>>>>

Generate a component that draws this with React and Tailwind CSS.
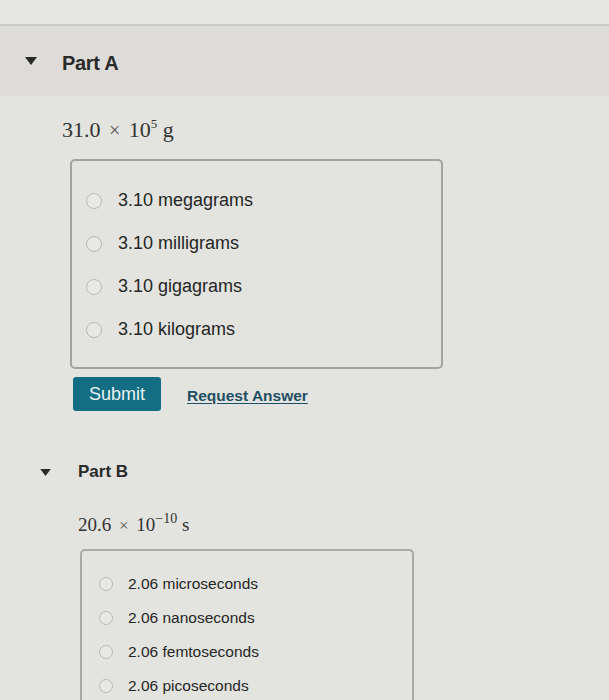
import React from 'react'

const partA = ['3.10 megagrams', '3.10 milligrams', '3.10 gigagrams', '3.10 kilograms']
const partB = ['2.06 microseconds', '2.06 nanoseconds', '2.06 femtoseconds', '2.06 picoseconds']

const Caret = ({ className = '' }) => (
  <svg viewBox="0 0 12 8" className={className}>
    <path d="M0 0 L12 0 L6 8 Z" fill="#2a2a2a" />
  </svg>
)

const Radio = ({ size = 16 }) => (
  <span
    className="inline-block rounded-full border border-[#b8b8b4] bg-[#e8e8e4] shrink-0"
    style={{ width: size, height: size }}
  />
)

export default function App() {
  return (
    <div className="w-[609px] h-[700px] overflow-hidden bg-[#e3e3df] text-[#222] font-['Liberation_Sans',Arial,sans-serif]">
      <div className="h-[26px] bg-[#e6e6e2] border-b-2 border-[#cacac6]" />

      {/* Part A */}
      <div className="h-[70px] bg-[#dddcd8] flex items-center pl-[25px]">
        <Caret className="w-[12px] h-[8px]" />
        <span className="ml-[25px] mt-[3px] text-[20px] font-bold tracking-[-0.3px] text-[#2a2a2a]">Part A</span>
      </div>

      <div className="pl-[62px] pt-[21px]">
        <div className="font-['Liberation_Serif',serif] text-[22px] text-[#333] leading-[26px]">
          31.0 <span className="text-[20px] text-[#555] mx-[3px]">×</span> 10<sup className="text-[13px] relative -top-[9px] align-baseline">5</sup>{' '}g
        </div>

        <div className="ml-[8px] mt-[16px] w-[373px] h-[210px] border-2 border-[#a2a2a0] rounded-[5px] pt-[28px] pl-[14px] flex flex-col gap-[20px]">
          {partA.map((t) => (
            <label key={t} className="flex items-center gap-[16px] h-[23px]">
              <Radio size={16} />
              <span className="text-[18px] text-[#262626]">{t}</span>
            </label>
          ))}
        </div>

        <div className="flex items-center mt-[8px] ml-[11px]">
          <button className="w-[88px] h-[34px] rounded-[3px] bg-[#146e83] text-[18px] text-[#e8f2f4]">Submit</button>
          <a className="ml-[26px] mt-[3px] text-[15.5px] font-bold text-[#1f4f62] underline underline-offset-2">Request Answer</a>
        </div>
      </div>

      {/* Part B */}
      <div className="flex items-center pl-[40px] mt-[49px] h-[24px]">
        <Caret className="w-[11px] h-[7px]" />
        <span className="ml-[27px] text-[17px] font-bold text-[#2a2a2a]">Part B</span>
      </div>

      <div className="pl-[78px] pt-[30px]">
        <div className="font-['Liberation_Serif',serif] text-[19px] text-[#333] leading-[22px]">
          20.6 <span className="text-[17px] text-[#555] mx-[3px]">×</span> 10<sup className="text-[14px] relative -top-[8px] align-baseline">−10</sup>{' '}s
        </div>

        <div className="ml-[2px] mt-[12px] w-[334px] h-[200px] border-2 border-b-0 border-[#a9a9a6] rounded-t-[5px] pt-[23px] pl-[17px] flex flex-col gap-[14px]">
          {partB.map((t) => (
            <label key={t} className="flex items-center gap-[15px] h-[20px]">
              <Radio size={14} />
              <span className="text-[15.5px] text-[#262626]">{t}</span>
            </label>
          ))}
        </div>
      </div>
    </div>
  )
}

<<<<

Print the whole listing above once more, word for word, without its pictures.

SOLUTION FOR THIS PROBLEM:
Generate a component that draws this with React and Tailwind CSS.
import React from 'react'

const partA = ['3.10 megagrams', '3.10 milligrams', '3.10 gigagrams', '3.10 kilograms']
const partB = ['2.06 microseconds', '2.06 nanoseconds', '2.06 femtoseconds', '2.06 picoseconds']

const Caret = ({ className = '' }) => (
  <svg viewBox="0 0 12 8" className={className}>
    <path d="M0 0 L12 0 L6 8 Z" fill="#2a2a2a" />
  </svg>
)

const Radio = ({ size = 16 }) => (
  <span
    className="inline-block rounded-full border border-[#b8b8b4] bg-[#e8e8e4] shrink-0"
    style={{ width: size, height: size }}
  />
)

export default function App() {
  return (
    <div className="w-[609px] h-[700px] overflow-hidden bg-[#e3e3df] text-[#222] font-['Liberation_Sans',Arial,sans-serif]">
      <div className="h-[26px] bg-[#e6e6e2] border-b-2 border-[#cacac6]" />

      {/* Part A */}
      <div className="h-[70px] bg-[#dddcd8] flex items-center pl-[25px]">
        <Caret className="w-[12px] h-[8px]" />
        <span className="ml-[25px] mt-[3px] text-[20px] font-bold tracking-[-0.3px] text-[#2a2a2a]">Part A</span>
      </div>

      <div className="pl-[62px] pt-[21px]">
        <div className="font-['Liberation_Serif',serif] text-[22px] text-[#333] leading-[26px]">
          31.0 <span className="text-[20px] text-[#555] mx-[3px]">×</span> 10<sup className="text-[13px] relative -top-[9px] align-baseline">5</sup>{' '}g
        </div>

        <div className="ml-[8px] mt-[16px] w-[373px] h-[210px] border-2 border-[#a2a2a0] rounded-[5px] pt-[28px] pl-[14px] flex flex-col gap-[20px]">
          {partA.map((t) => (
            <label key={t} className="flex items-center gap-[16px] h-[23px]">
              <Radio size={16} />
              <span className="text-[18px] text-[#262626]">{t}</span>
            </label>
          ))}
        </div>

        <div className="flex items-center mt-[8px] ml-[11px]">
          <button className="w-[88px] h-[34px] rounded-[3px] bg-[#146e83] text-[18px] text-[#e8f2f4]">Submit</button>
          <a className="ml-[26px] mt-[3px] text-[15.5px] font-bold text-[#1f4f62] underline underline-offset-2">Request Answer</a>
        </div>
      </div>

      {/* Part B */}
      <div className="flex items-center pl-[40px] mt-[49px] h-[24px]">
        <Caret className="w-[11px] h-[7px]" />
        <span className="ml-[27px] text-[17px] font-bold text-[#2a2a2a]">Part B</span>
      </div>

      <div className="pl-[78px] pt-[30px]">
        <div className="font-['Liberation_Serif',serif] text-[19px] text-[#333] leading-[22px]">
          20.6 <span className="text-[17px] text-[#555] mx-[3px]">×</span> 10<sup className="text-[14px] relative -top-[8px] align-baseline">−10</sup>{' '}s
        </div>

        <div className="ml-[2px] mt-[12px] w-[334px] h-[200px] border-2 border-b-0 border-[#a9a9a6] rounded-t-[5px] pt-[23px] pl-[17px] flex flex-col gap-[14px]">
          {partB.map((t) => (
            <label key={t} className="flex items-center gap-[15px] h-[20px]">
              <Radio size={14} />
              <span className="text-[15.5px] text-[#262626]">{t}</span>
            </label>
          ))}
        </div>
      </div>
    </div>
  )
}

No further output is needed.